Reproduce exactly, with no pictures, each line from the opening of the material down through the line containing "const black = inLeft || inRight;".

● **Information provided**
^^^^

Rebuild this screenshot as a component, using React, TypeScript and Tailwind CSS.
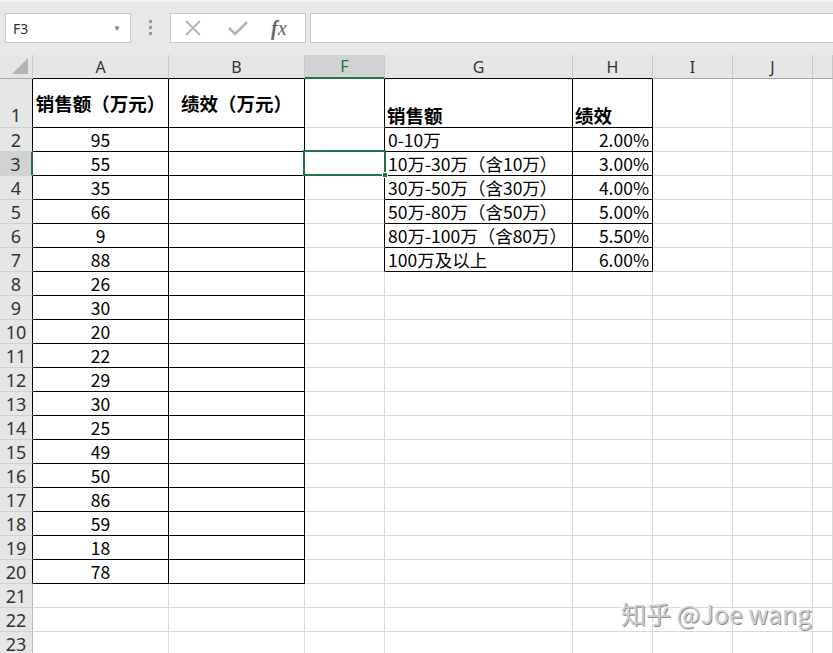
import type { ReactNode } from "react";

const COLS = ["A", "B", "F", "G", "H", "I", "J", "K"];
const SALES = [95, 55, 35, 66, 9, 88, 26, 30, 20, 22, 29, 30, 25, 49, 50, 86, 59, 18, 78];
const TIERS: [string, string][] = [
  ["0-10万", "2.00%"],
  ["10万-30万（含10万）", "3.00%"],
  ["30万-50万（含30万）", "4.00%"],
  ["50万-80万（含50万）", "5.00%"],
  ["80万-100万（含80万）", "5.50%"],
  ["100万及以上", "6.00%"],
];
const ROWS = 23;

function Cell({ row, col }: { row: number; col: string }) {
  const inLeft = (col === "A" || col === "B") && row <= 20;
  const inRight = (col === "G" || col === "H") && row <= 7;
  const leftOfRight = col === "F" && row <= 7;
  const black = inLeft || inRight;

  let cls = "relative flex min-w-0 overflow-hidden whitespace-nowrap border-r border-b leading-[22px] ";
  cls += black ? "border-b-black " : "border-b-[#d9d9d9] ";
  cls += black || leftOfRight ? "border-r-black " : "border-r-[#d9d9d9] ";

  let content: ReactNode = null;
  if (row === 1 && col === "A") {
    cls += "items-center justify-center font-bold text-[18.5px]";
    content = "销售额（万元）";
  } else if (row === 1 && col === "B") {
    cls += "items-center justify-center font-bold text-[18.5px]";
    content = "绩效（万元）";
  } else if (row === 1 && (col === "G" || col === "H")) {
    cls += "items-end pl-[2px] pb-[1px] font-bold text-[18.5px]";
    content = col === "G" ? "销售额" : "绩效";
  } else if (col === "A" && row >= 2 && row <= 20) {
    cls += "items-center justify-center";
    content = SALES[row - 2];
  } else if (col === "G" && row >= 2 && row <= 7) {
    cls += "items-center pl-[3px]";
    content = TIERS[row - 2][0];
  } else if (col === "H" && row >= 2 && row <= 7) {
    cls += "items-center justify-end pr-[3px]";
    content = TIERS[row - 2][1];
  }

  return <div className={cls}>{content}</div>;
}

function Toolbar() {
  return (
    <div className="flex h-[55px] items-start border-t-2 border-t-[#f3f3f3] bg-[#e8e8e8] pt-[11px]">
      <div className="ml-[5px] flex h-[30px] w-[126px] items-center justify-between border border-[#c8c8c8] bg-white pl-[7px] pr-[9px] font-['Noto_Sans',sans-serif] text-[14px] text-[#333]">
        <span>F3</span>
        <span className="text-[8px] text-[#777]">▼</span>
      </div>
      <div className="flex w-[39px] flex-col items-center justify-center gap-[3px] pt-[7px]">
        <span className="h-[3px] w-[3px] bg-[#9a9a9a]" />
        <span className="h-[3px] w-[3px] bg-[#9a9a9a]" />
        <span className="h-[3px] w-[3px] bg-[#9a9a9a]" />
      </div>
      <div className="flex h-[30px] w-[136px] items-center border border-[#c8c8c8] bg-white">
        <svg width="20" height="20" viewBox="0 0 20 20" className="ml-[12px]">
          <path d="M3 3 L17 17 M17 3 L3 17" stroke="#b5b5b5" strokeWidth="1.8" fill="none" />
        </svg>
        <svg width="22" height="20" viewBox="0 0 22 20" className="ml-[24px]">
          <path d="M2 10 L8 16 L20 4" stroke="#b5b5b5" strokeWidth="2.6" fill="none" />
        </svg>
        <span className="ml-[22px] font-['Liberation_Serif',serif] text-[20px] italic text-[#666]">
          <span className="font-bold">f</span>x
        </span>
      </div>
      <div className="ml-[4px] h-[30px] flex-1 border border-r-0 border-[#c8c8c8] bg-white" />
    </div>
  );
}

function Row({ row }: { row: number }) {
  const active = row === 3;
  const blackRight = row <= 20;
  return (
    <>
      <div
        className={
          "flex justify-center border-b border-b-[#d0d0d0] font-['Noto_Sans',sans-serif] text-[18px] leading-[22px] " +
          (row === 1 ? "items-end pb-[1px] " : "items-center ") +
          (active
            ? "border-r-2 border-r-[#217346] bg-[#d2d2d2] text-[#333]"
            : "border-r bg-[#e6e6e6] text-[#333] " + (blackRight ? "border-r-black" : "border-r-[#b8b8b8]"))
        }
      >
        {row}
      </div>
      {COLS.map((c) => (
        <Cell key={c} row={row} col={c} />
      ))}
    </>
  );
}

export default function App() {
  const grid =
    "grid grid-cols-[33px_136px_136px_80px_188px_80px_80px_80px_1fr] grid-rows-[24px_49px_repeat(22,24px)]";
  return (
    <div className="relative h-[653px] w-[833px] overflow-hidden bg-white font-['Noto_Sans_CJK_SC',sans-serif] text-[17.5px] text-black">
      <Toolbar />
      <div className={grid}>
        {/* corner */}
        <div className="flex items-end justify-end border-r border-b border-r-[#c8c8c8] border-b-[#a8a8a8] bg-[#e6e6e6] pr-[4px] pb-[4px]">
          <svg width="16" height="16" viewBox="0 0 16 16">
            <path d="M16 0 L16 16 L0 16 Z" fill="#b4b4b4" />
          </svg>
        </div>
        {COLS.map((c) => {
          const active = c === "F";
          const tableTop = c === "A" || c === "B" || c === "G" || c === "H";
          return (
            <div
              key={c}
              className={
                "flex items-center justify-center border-r font-['Noto_Sans',sans-serif] text-[16px] leading-[20px] " +
                (active
                  ? "border-b-2 border-r-[#c8c8c8] border-b-[#217346] bg-[#d2d2d2] text-[#217346]"
                  : "border-b border-r-[#c8c8c8] bg-[#e6e6e6] text-[#333] " +
                    (tableTop ? "border-b-black" : "border-b-[#a8a8a8]"))
              }
            >
              {c === "K" ? "" : c}
            </div>
          );
        })}
        {Array.from({ length: ROWS }, (_, i) => i + 1).map((r) => (
          <Row key={r} row={r} />
        ))}
      </div>

      {/* active cell F3 */}
      <div className="pointer-events-none absolute left-[303px] top-[150px] h-[26px] w-[83px] border-2 border-[#217346]">
        <span className="absolute -right-[4px] -bottom-[4px] h-[6px] w-[6px] border border-white bg-[#217346]" />
      </div>

      {/* watermark */}
      <div className="pointer-events-none absolute left-[621px] top-[596px] whitespace-nowrap font-['Noto_Sans_CJK_SC',sans-serif] text-[25px] leading-[34px] text-[#cfcfcf] [text-shadow:1px_1px_0_#8e8e8e,-1px_-1px_0_#ffffff]">
        知乎 @Joe wang
      </div>
    </div>
  );
}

^^^^

● **Answer to the task**
Rebuild this screenshot as a component, using React, TypeScript and Tailwind CSS.
import type { ReactNode } from "react";

const COLS = ["A", "B", "F", "G", "H", "I", "J", "K"];
const SALES = [95, 55, 35, 66, 9, 88, 26, 30, 20, 22, 29, 30, 25, 49, 50, 86, 59, 18, 78];
const TIERS: [string, string][] = [
  ["0-10万", "2.00%"],
  ["10万-30万（含10万）", "3.00%"],
  ["30万-50万（含30万）", "4.00%"],
  ["50万-80万（含50万）", "5.00%"],
  ["80万-100万（含80万）", "5.50%"],
  ["100万及以上", "6.00%"],
];
const ROWS = 23;

function Cell({ row, col }: { row: number; col: string }) {
  const inLeft = (col === "A" || col === "B") && row <= 20;
  const inRight = (col === "G" || col === "H") && row <= 7;
  const leftOfRight = col === "F" && row <= 7;
  const black = inLeft || inRight;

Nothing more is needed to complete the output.